▶ _Written request_
Scan the data below for the string "index". Copy every line where it appears.

▶ _Raw records_
[start]

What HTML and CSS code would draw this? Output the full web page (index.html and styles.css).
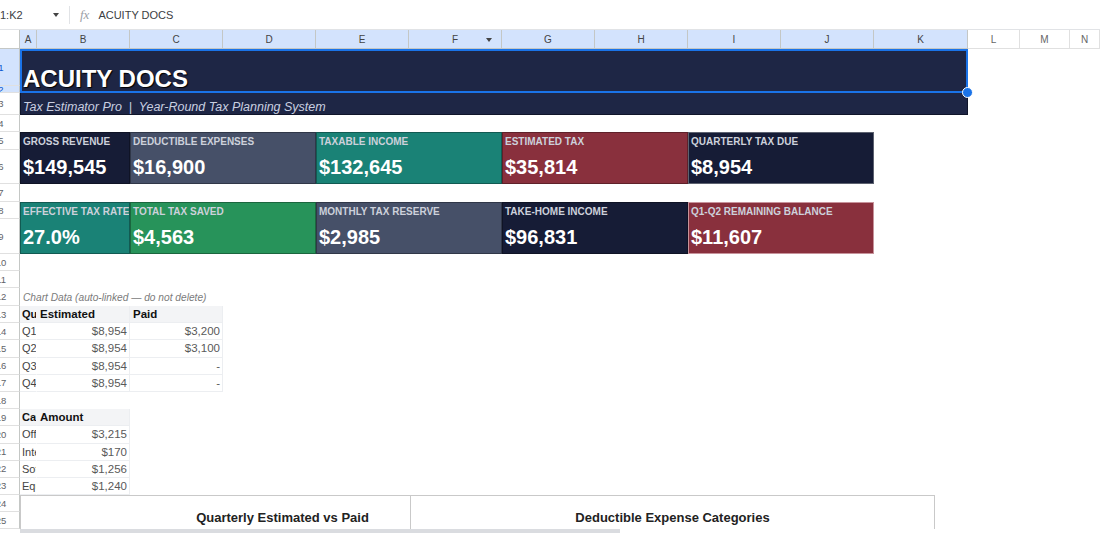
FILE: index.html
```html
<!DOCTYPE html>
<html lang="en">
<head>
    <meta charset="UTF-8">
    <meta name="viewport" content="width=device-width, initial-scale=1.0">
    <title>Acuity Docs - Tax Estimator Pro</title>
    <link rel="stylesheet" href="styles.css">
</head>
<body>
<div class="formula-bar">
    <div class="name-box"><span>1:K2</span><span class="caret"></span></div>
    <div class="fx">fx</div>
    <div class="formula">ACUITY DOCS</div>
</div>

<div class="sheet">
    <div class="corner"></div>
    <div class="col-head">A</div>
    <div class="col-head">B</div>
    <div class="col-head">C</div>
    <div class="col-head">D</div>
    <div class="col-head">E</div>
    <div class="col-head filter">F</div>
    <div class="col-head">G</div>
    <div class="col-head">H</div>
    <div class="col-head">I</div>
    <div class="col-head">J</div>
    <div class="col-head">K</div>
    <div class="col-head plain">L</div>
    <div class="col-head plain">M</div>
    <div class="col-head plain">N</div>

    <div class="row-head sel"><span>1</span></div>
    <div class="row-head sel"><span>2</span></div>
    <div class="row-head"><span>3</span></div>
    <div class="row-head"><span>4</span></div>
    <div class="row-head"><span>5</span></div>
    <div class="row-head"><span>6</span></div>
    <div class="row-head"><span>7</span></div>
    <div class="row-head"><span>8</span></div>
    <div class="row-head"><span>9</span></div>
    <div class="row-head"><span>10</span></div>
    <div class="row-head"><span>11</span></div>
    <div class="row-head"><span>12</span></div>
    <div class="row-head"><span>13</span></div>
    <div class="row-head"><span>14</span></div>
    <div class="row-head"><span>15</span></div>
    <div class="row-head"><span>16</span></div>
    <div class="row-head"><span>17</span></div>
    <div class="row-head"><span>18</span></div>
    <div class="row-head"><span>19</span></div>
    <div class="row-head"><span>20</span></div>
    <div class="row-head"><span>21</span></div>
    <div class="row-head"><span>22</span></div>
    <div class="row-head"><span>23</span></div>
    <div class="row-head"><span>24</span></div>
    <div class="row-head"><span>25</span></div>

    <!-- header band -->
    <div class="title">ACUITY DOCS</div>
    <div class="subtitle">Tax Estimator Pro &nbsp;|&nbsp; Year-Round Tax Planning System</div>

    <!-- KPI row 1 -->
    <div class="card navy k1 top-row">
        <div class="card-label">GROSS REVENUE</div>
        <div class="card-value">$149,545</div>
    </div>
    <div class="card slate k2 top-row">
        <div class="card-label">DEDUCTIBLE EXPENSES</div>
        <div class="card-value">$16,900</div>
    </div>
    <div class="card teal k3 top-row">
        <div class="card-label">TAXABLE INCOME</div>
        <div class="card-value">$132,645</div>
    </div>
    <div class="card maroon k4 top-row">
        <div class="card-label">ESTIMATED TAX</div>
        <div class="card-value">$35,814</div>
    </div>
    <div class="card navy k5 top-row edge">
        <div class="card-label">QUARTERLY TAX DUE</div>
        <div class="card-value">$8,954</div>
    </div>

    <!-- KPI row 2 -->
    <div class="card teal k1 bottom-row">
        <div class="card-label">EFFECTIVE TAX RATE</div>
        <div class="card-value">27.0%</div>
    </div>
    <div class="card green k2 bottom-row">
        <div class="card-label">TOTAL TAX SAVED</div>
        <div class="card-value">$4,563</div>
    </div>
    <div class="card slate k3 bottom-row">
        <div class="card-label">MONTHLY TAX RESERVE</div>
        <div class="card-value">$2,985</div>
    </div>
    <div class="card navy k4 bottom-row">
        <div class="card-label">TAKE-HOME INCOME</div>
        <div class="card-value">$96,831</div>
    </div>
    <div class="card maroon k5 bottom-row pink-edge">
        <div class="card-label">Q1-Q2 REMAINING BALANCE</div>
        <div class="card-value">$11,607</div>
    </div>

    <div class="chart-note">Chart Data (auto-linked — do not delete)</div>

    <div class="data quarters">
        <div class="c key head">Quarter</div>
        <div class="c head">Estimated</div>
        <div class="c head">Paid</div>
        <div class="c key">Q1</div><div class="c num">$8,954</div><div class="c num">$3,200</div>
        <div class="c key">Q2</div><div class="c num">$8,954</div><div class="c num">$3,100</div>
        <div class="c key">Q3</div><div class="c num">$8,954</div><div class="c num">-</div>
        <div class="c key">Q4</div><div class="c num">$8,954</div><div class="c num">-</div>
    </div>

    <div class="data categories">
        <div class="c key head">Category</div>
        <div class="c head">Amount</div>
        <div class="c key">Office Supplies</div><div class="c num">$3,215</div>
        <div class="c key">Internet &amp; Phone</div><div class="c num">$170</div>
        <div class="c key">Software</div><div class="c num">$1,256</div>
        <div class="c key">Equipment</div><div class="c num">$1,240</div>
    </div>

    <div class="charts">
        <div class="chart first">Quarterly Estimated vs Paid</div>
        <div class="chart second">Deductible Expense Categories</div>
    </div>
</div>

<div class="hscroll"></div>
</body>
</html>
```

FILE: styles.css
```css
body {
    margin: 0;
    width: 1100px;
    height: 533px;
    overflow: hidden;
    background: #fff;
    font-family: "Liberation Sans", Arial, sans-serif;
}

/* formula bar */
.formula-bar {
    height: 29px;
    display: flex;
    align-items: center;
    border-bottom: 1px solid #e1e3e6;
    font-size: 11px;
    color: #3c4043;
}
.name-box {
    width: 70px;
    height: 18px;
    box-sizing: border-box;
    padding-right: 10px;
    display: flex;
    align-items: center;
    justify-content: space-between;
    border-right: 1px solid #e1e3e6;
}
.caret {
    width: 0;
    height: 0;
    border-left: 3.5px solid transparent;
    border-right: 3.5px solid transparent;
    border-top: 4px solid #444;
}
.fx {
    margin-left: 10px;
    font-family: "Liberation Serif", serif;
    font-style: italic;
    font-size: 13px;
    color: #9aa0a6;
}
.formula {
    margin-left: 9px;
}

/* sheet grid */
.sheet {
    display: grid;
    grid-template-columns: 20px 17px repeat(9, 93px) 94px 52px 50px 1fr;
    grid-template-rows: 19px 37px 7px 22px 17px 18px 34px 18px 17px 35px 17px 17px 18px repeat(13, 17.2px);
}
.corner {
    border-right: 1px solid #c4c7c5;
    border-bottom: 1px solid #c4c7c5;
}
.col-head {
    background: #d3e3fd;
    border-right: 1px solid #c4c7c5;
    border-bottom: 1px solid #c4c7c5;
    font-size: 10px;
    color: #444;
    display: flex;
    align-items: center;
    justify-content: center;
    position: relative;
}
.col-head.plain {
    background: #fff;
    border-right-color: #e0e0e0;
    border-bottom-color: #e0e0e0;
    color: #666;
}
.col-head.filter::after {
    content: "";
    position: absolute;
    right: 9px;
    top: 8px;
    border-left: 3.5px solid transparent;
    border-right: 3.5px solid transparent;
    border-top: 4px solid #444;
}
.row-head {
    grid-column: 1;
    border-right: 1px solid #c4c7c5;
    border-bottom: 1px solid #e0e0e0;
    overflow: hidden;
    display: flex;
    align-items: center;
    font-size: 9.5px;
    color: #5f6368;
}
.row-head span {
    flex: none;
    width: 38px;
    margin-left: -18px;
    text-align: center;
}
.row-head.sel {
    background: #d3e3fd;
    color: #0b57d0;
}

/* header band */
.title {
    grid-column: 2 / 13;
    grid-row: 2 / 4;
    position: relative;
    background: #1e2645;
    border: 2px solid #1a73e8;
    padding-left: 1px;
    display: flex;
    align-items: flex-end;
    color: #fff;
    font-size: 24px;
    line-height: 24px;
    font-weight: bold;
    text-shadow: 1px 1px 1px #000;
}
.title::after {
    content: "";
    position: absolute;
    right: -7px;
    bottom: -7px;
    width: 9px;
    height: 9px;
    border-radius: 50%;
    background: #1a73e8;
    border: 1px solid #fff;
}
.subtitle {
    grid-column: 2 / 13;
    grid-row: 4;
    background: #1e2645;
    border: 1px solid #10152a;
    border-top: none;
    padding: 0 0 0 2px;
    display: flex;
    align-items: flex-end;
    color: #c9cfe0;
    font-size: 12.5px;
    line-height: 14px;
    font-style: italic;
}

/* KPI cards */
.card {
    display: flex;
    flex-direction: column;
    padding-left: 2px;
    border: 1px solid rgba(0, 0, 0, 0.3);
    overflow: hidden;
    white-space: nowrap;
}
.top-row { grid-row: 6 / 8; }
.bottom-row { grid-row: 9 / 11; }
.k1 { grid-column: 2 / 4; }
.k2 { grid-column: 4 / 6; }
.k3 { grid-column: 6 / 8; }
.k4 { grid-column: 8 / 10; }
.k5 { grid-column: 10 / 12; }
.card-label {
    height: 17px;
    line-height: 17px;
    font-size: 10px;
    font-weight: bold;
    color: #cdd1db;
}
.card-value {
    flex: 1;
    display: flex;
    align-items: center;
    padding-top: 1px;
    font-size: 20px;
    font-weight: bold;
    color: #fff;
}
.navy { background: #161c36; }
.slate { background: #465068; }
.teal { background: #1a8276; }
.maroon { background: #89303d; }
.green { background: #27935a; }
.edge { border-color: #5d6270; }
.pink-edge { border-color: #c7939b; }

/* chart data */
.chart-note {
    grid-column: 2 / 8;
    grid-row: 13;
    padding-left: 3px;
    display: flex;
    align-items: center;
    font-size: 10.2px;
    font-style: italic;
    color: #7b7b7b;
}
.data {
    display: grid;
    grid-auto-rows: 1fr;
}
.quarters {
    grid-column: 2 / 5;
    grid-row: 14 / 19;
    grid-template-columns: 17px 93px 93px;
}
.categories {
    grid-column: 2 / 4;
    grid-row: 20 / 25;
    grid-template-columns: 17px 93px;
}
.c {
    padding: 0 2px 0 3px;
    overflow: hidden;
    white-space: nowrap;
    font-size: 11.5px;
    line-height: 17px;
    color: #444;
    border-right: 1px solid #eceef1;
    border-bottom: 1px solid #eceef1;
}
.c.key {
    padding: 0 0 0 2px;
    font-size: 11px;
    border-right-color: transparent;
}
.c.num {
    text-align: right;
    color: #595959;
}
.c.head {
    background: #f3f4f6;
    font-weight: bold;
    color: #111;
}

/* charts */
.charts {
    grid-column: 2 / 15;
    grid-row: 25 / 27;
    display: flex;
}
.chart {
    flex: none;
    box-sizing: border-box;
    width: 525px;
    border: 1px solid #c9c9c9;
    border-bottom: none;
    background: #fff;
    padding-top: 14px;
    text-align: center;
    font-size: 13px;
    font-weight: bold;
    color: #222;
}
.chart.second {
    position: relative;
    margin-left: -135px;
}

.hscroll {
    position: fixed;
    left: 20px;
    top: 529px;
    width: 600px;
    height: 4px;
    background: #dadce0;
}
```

[end]
[start]

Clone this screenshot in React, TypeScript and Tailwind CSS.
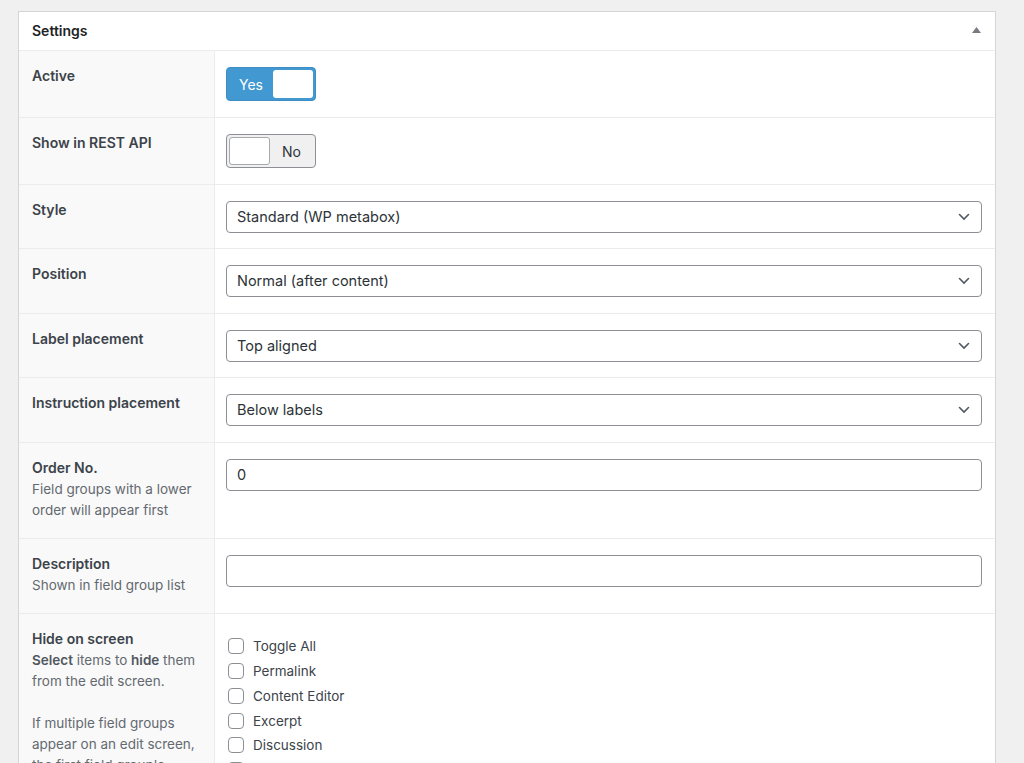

[end]
[start]

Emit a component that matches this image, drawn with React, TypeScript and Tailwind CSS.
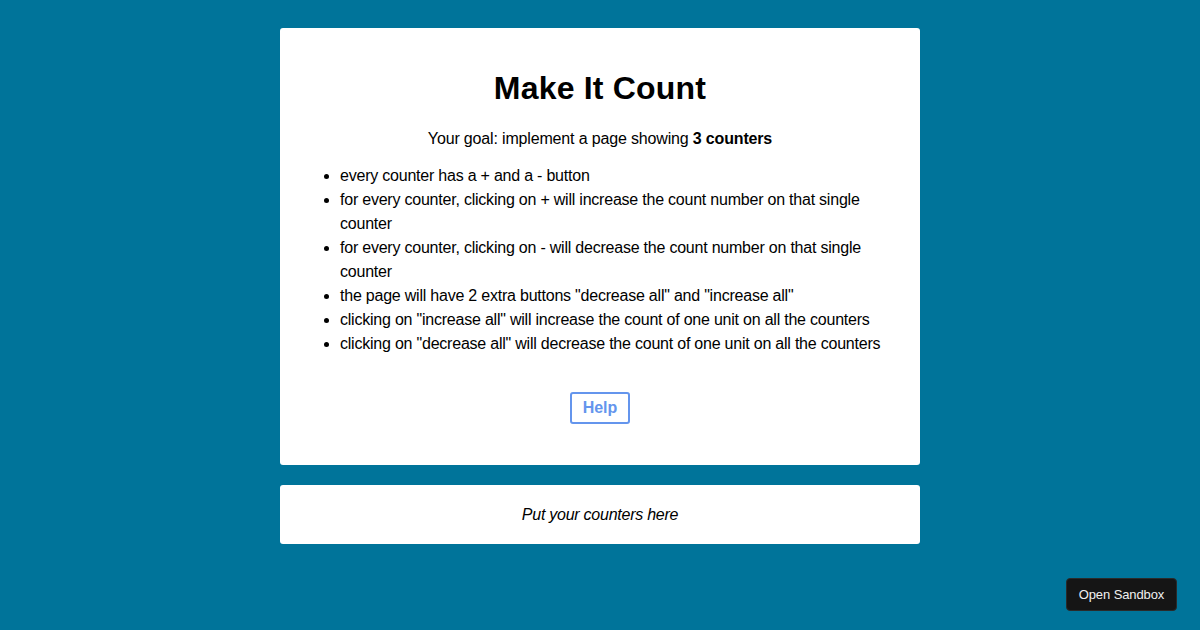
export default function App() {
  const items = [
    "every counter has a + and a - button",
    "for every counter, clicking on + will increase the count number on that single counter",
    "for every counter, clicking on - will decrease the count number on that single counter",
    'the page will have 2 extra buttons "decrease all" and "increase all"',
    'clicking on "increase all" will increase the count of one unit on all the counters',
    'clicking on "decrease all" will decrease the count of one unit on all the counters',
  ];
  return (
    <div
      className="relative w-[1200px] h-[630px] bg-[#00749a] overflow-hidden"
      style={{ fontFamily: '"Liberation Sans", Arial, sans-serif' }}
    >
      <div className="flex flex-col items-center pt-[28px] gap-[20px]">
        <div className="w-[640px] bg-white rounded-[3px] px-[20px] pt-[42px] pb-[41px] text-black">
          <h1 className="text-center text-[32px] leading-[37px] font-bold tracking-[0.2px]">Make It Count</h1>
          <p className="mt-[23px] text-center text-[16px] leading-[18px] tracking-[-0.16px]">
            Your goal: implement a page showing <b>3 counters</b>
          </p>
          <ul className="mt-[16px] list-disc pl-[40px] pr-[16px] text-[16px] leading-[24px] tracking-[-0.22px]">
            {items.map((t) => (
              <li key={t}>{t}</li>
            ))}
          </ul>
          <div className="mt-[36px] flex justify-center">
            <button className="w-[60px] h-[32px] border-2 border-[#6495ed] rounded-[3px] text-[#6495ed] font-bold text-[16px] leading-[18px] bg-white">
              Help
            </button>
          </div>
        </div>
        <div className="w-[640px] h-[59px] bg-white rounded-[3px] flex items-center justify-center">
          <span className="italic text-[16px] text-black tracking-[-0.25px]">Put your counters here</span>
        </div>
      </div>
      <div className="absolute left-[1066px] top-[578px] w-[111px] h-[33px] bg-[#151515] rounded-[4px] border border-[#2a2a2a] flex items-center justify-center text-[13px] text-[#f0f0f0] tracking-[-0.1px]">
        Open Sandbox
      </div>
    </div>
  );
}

[end]

▶ _Correct response_
What HTML and CSS code would draw this? Output the full web page (index.html and styles.css).
FILE: index.html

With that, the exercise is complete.